Problem to work on
Scan the material below for the string "component", and copy every line where it shows up.

Exercise data
┌──

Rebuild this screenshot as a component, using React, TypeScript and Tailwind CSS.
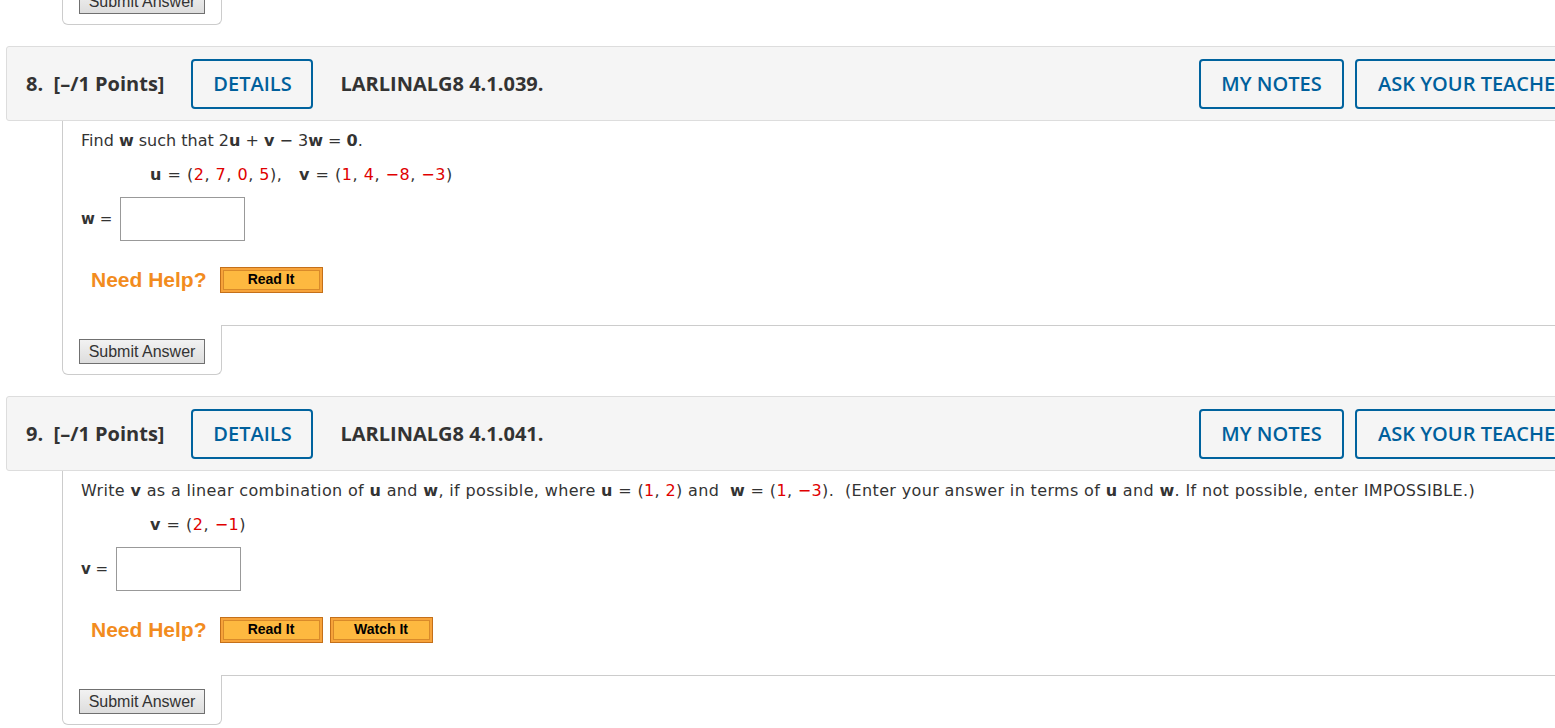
import React from "react";

const mathFont = { fontFamily: '"DejaVu Sans", Verdana, sans-serif' };

function R({ children }: { children: React.ReactNode }) {
  return <span className="text-[#e00000]">{children}</span>;
}

function B({ children }: { children: React.ReactNode }) {
  return <b className="font-bold">{children}</b>;
}

function HelpButton({ label }: { label: string }) {
  return (
    <button className="h-[26px] w-[103px] border border-[#c4701a] bg-[#f7a33a] p-[2px]">
      <span className="flex h-full w-full items-center justify-center border border-[#d98a2a] bg-[#fdb940] font-['Liberation_Sans',Arial,sans-serif] text-[14px] font-bold text-black">
        {label}
      </span>
    </button>
  );
}

function SubmitTab({ top }: { top?: boolean }) {
  return (
    <div className={`flex ${top ? "-mt-[25px]" : ""}`}>
      <div className="flex h-[50px] w-[160px] items-center rounded-b-[6px] border-x border-b border-[#cccccc] pl-[16px] pt-[4px]">
        <button className="h-[25px] w-[126px] border border-[#707070] bg-gradient-to-b from-[#f2f2f2] to-[#dddddd] font-['Liberation_Sans',Arial,sans-serif] text-[16px] leading-none text-[#333]">
          Submit Answer
        </button>
      </div>
      {!top && <div className="flex-1 border-t border-[#cccccc]" />}
    </div>
  );
}

function Header({ num, code }: { num: string; code: string }) {
  const btn =
    "flex h-[50px] items-center justify-center rounded-[4px] border-2 border-[#00639e] text-[20px] font-semibold text-[#00609c] bg-[#f5f5f5]";
  return (
    <div className="flex h-[75px] items-center rounded-[3px] border border-[#dddddd] bg-[#f5f5f5] pl-[19px] font-['Open_Sans',sans-serif] text-[#333]">
      <span className="text-[20px] font-bold">
        {num}.&nbsp;&nbsp;[–/1 Points]
      </span>
      <div className={`${btn} ml-[27px] w-[122px]`}>DETAILS</div>
      <span className="ml-[27px] text-[20px] font-bold">{code}</span>
      <div className={`${btn} ml-auto w-[145px]`}>MY NOTES</div>
      <div className={`${btn} ml-[11px] w-[236px] whitespace-nowrap`}>ASK YOUR TEACHER</div>
      <div className="w-[28px]" />
    </div>
  );
}

function Body({
  line1,
  line1Class,
  line2,
  label,
  buttons,
}: {
  line1: React.ReactNode;
  line1Class: string;
  line2: React.ReactNode;
  label: React.ReactNode;
  buttons: string[];
}) {
  return (
    <div className="ml-[56px]">
      <div className="h-[204px] border-l border-[#cccccc] pl-[18px] pt-[10px] text-[16px] text-[#333]" style={mathFont}>
        <div className={`h-[20px] leading-[20px] whitespace-nowrap ${line1Class}`}>{line1}</div>
        <div className="mt-[14px] h-[20px] pl-[69px] leading-[20px] whitespace-nowrap tracking-[0.5px]">{line2}</div>
        <div className="mt-[12px] flex items-center">
          <span className="text-[15px]">{label}</span>
          <div className="ml-[8px] h-[44px] w-[125px] border border-[#999] bg-white" />
        </div>
        <div className="mt-[23px] flex items-center pl-[10px]">
          <span className="font-['Liberation_Sans',Arial,sans-serif] text-[21px] font-bold text-[#f28c1e]">
            Need Help?
          </span>
          <div className="ml-[13px] flex gap-[7px]">
            {buttons.map((b) => (
              <HelpButton key={b} label={b} />
            ))}
          </div>
        </div>
      </div>
      <SubmitTab />
    </div>
  );
}

export default function App() {
  return (
    <div className="h-[728px] w-[1555px] overflow-hidden bg-white">
      <div className="w-[1620px] pl-[6px]">
        <div className="ml-[56px]">
          <SubmitTab top />
        </div>
        <div className="mt-[21px]">
          <Header num="8" code="LARLINALG8 4.1.039." />
          <Body
            line1Class=""
            line1={
              <>
                Find <B>w</B> such that 2<B>u</B> + <B>v</B> − 3<B>w</B> = <B>0</B>.
              </>
            }
            line2={
              <>
                <B>u</B> = (<R>2</R>, <R>7</R>, <R>0</R>, <R>5</R>),&nbsp;&nbsp; <B>v</B> = (<R>1</R>, <R>4</R>,{" "}
                <R>−8</R>, <R>−3</R>)
              </>
            }
            label={
              <>
                <B>w</B> =
              </>
            }
            buttons={["Read It"]}
          />
        </div>
        <div className="mt-[21px]">
          <Header num="9" code="LARLINALG8 4.1.041." />
          <Body
            line1Class="tracking-[0.35px]"
            line1={
              <>
                Write <B>v</B> as a linear combination of <B>u</B> and <B>w</B>, if possible, where <B>u</B> = (
                <R>1</R>, <R>2</R>) and&nbsp; <B>w</B> = (<R>1</R>, <R>−3</R>).&nbsp; (Enter your answer in terms of{" "}
                <B>u</B> and <B>w</B>. If not possible, enter IMPOSSIBLE.)
              </>
            }
            line2={
              <>
                <B>v</B> = (<R>2</R>, <R>−1</R>)
              </>
            }
            label={
              <>
                <B>v</B> =
              </>
            }
            buttons={["Read It", "Watch It"]}
          />
        </div>
      </div>
    </div>
  );
}
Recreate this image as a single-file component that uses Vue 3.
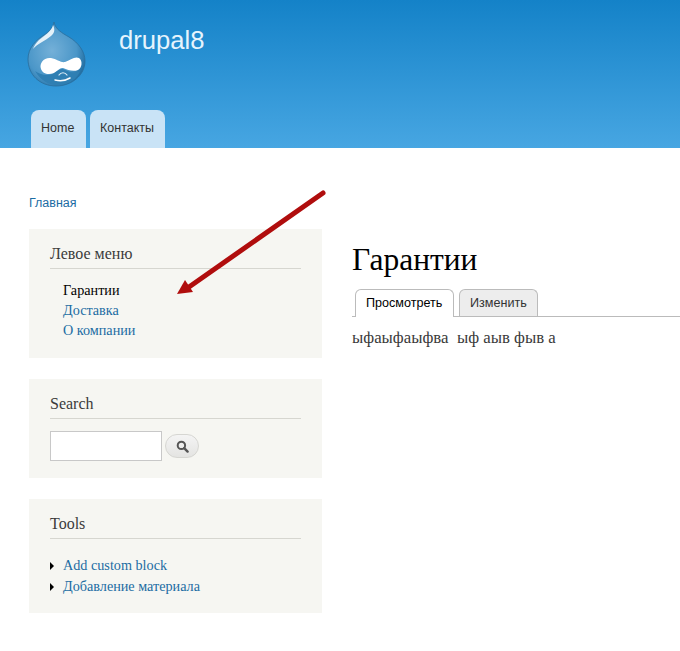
<template>
  <div class="page">
    <header class="head">
      <div class="brand">
        <svg class="logo" width="60" height="66" viewBox="0 0 60 66">
          <defs>
            <radialGradient id="drop" cx="0.42" cy="0.45" r="0.62">
              <stop offset="0" stop-color="#74b0d8" />
              <stop offset="0.7" stop-color="#4a96c8" />
              <stop offset="1" stop-color="#226fa3" />
            </radialGradient>
          </defs>
          <path d="M27 1 C28 8 35 12 42 16 C52 22 58 31 58 40 C58 54 45 65 29 65 C13 65 1 54 1 38 C1 27 9 19 17 14 C22 11 26 7 27 1 Z" fill="url(#drop)" stroke="#2a6d9c" stroke-width="0.8" />
          <path d="M26 4 C25 10 17 15 12 19 C9 22 7 25 6 28 C10 23 18 20 24 15 C28 12 28 8 26 4 Z" fill="#e4f1f9" />
          <path d="M8 50 C14 60 22 64 30 64 C42 64 50 58 53 50 C47 53 42 51 36 48 C31 47 27 54 20 54 C15 54 11 52 8 50 Z" fill="#2f7fb3" />
          <path d="M14 48 C12 42 17 36 24 37 C30 38 34 42 38 41 C43 39 48 35 52 37 C56 40 55 47 51 49 C46 51 41 49 36 47 C32 46 29 53 22 53 C18 53 15 51 14 48 Z" fill="#fff" />
          <path d="M28 59 C32 60 38 60 43 57" fill="none" stroke="#fff" stroke-width="1.5" stroke-linecap="round" />
          <path d="M32 54 C34 51 38 51 40 54" fill="none" stroke="#dcecf6" stroke-width="1.2" stroke-linecap="round" />
        </svg>
        <div class="site-name">drupal8</div>
      </div>
      <nav class="main-nav">
        <a class="main-tab home">Home</a>
        <a class="main-tab">Контакты</a>
      </nav>
    </header>

    <div class="crumb"><a>Главная</a></div>

    <div class="body">
      <aside class="side">
        <section class="block menu">
          <h2>Левое меню</h2>
          <ul class="plain">
            <li v-for="item in menu" :key="item.label" :class="{ active: item.active }">{{ item.label }}</li>
          </ul>
        </section>
        <section class="block search">
          <h2>Search</h2>
          <div class="search-row">
            <input class="search-input" type="text" />
            <button class="search-btn" aria-label="Search">
              <svg width="13" height="13" viewBox="0 0 13 13">
                <circle cx="5.4" cy="5.4" r="3.7" fill="none" stroke="#555" stroke-width="2" />
                <path d="M8.2 8.2 L11.6 11.6" stroke="#555" stroke-width="2.4" stroke-linecap="round" />
              </svg>
            </button>
          </div>
        </section>
        <section class="block tools">
          <h2>Tools</h2>
          <ul class="arrows">
            <li v-for="t in tools" :key="t">{{ t }}</li>
          </ul>
        </section>
      </aside>

      <main class="content">
        <h1>Гарантии</h1>
        <div class="tabs">
          <a class="tab current">Просмотреть</a>
          <a class="tab">Изменить</a>
        </div>
        <p class="text">ыфаыфаыфва&nbsp; ыф аыв фыв а</p>
      </main>
    </div>

    <svg class="arrow" width="160" height="115" viewBox="0 0 160 115">
      <path d="M147 4 L13 98" stroke="#b00d0d" stroke-width="5" stroke-linecap="round" />
      <path d="M1 105 L9 91 L17 103 Z" fill="#b00d0d" />
    </svg>
  </div>
</template>

<script setup>
const menu = [
  { label: 'Гарантии', active: true },
  { label: 'Доставка' },
  { label: 'О компании' },
]
const tools = ['Add custom block', 'Добавление материала']
</script>

<style>
html,
body {
  margin: 0;
  background: #fff;
}
</style>

<style scoped>
.page {
  position: relative;
  width: 680px;
  height: 651px;
  overflow: hidden;
  font-family: "Liberation Serif", serif;
}

.head {
  height: 148px;
  box-sizing: border-box;
  padding: 21px 0 0 27px;
  background: linear-gradient(#1482c8, #47a6e2);
  display: flex;
  flex-direction: column;
}

.brand {
  display: flex;
  height: 89px;
}

.logo {
  flex: none;
}

.site-name {
  margin: 4px 0 0 32px;
  font: 25.6px/30px "Liberation Sans", sans-serif;
  color: #e6f4fd;
}

.main-nav {
  display: flex;
  gap: 4px;
  padding-left: 4px;
}

.main-tab {
  height: 38px;
  padding: 0 10.5px 0 10px;
  background: #c9e3f6;
  border-radius: 8px 8px 0 0;
  color: #333;
  font: 12.5px/37px "Liberation Sans", sans-serif;
}

.home {
  width: 34.5px;
}

.crumb {
  margin: 47px 0 0 29px;
  font: 12.5px/16px "Liberation Sans", sans-serif;
}

.crumb a {
  color: #1b6ca3;
}

.body {
  display: flex;
  margin: 18px 0 0 29px;
}

.side {
  width: 293px;
  flex: none;
  display: flex;
  flex-direction: column;
  gap: 21px;
}

.block {
  background: #f6f6f2;
  padding: 15px 21px 0;
  box-sizing: border-box;
}

.menu {
  height: 129px;
}

.search {
  height: 99px;
}

.tools {
  height: 114px;
}

h2 {
  margin: 0;
  height: 24px;
  font-size: 16px;
  line-height: 20px;
  font-weight: 400;
  color: #3b3b3b;
  border-bottom: 1px solid #d6d6d0;
}

ul {
  margin: 0;
  padding: 0;
  list-style: none;
  font-size: 14.2px;
  color: #1b6ca3;
}

.plain {
  padding: 11px 0 0 13px;
}

.plain li {
  height: 20px;
  line-height: 20px;
}

.plain .active {
  color: #000;
}

.search-row {
  display: flex;
  align-items: center;
  gap: 3px;
  margin-top: 12px;
}

.search-input {
  width: 112px;
  height: 30px;
  box-sizing: border-box;
  border: 1px solid #c8c8c8;
  background: #fff;
  padding: 0;
  margin: 0;
}

.search-btn {
  width: 34px;
  height: 24px;
  padding: 0;
  border: 1px solid #d6d6d2;
  border-radius: 12px;
  background: linear-gradient(#f4f4f4, #e4e4e2);
  display: flex;
  align-items: center;
  justify-content: center;
}

.arrows {
  padding: 16px 0 0 13px;
}

.arrows li {
  position: relative;
  height: 21px;
  line-height: 21px;
}

.arrows li::before {
  content: "";
  position: absolute;
  left: -13px;
  top: 7px;
  border-left: 4px solid #000;
  border-top: 4px solid transparent;
  border-bottom: 4px solid transparent;
}

.content {
  margin-left: 30px;
  flex: 1;
}

h1 {
  margin: 12px 0 0;
  font-size: 31.5px;
  line-height: 38px;
  font-weight: 400;
  color: #000;
}

.tabs {
  display: flex;
  gap: 5px;
  margin-top: 10px;
  padding-left: 3px;
  height: 27px;
  border-bottom: 1px solid #bbb;
}

.tab {
  height: 27px;
  box-sizing: border-box;
  padding: 0 10px;
  border: 1px solid #bbb;
  border-bottom: none;
  border-radius: 6px 6px 0 0;
  background: #ededed;
  color: #333;
  font: 12.6px/26px "Liberation Sans", sans-serif;
}

.tab.current {
  height: 28px;
  padding: 0 10.6px 0 10px;
  background: #fff;
  color: #000;
}

.text {
  margin: 12px 0 0;
  font-size: 16.8px;
  line-height: 18px;
  color: #3b3b3b;
}

.arrow {
  position: absolute;
  left: 176px;
  top: 189px;
}
</style>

└──

Task response
Rebuild this screenshot as a component, using React, TypeScript and Tailwind CSS.
Recreate this image as a single-file component that uses Vue 3.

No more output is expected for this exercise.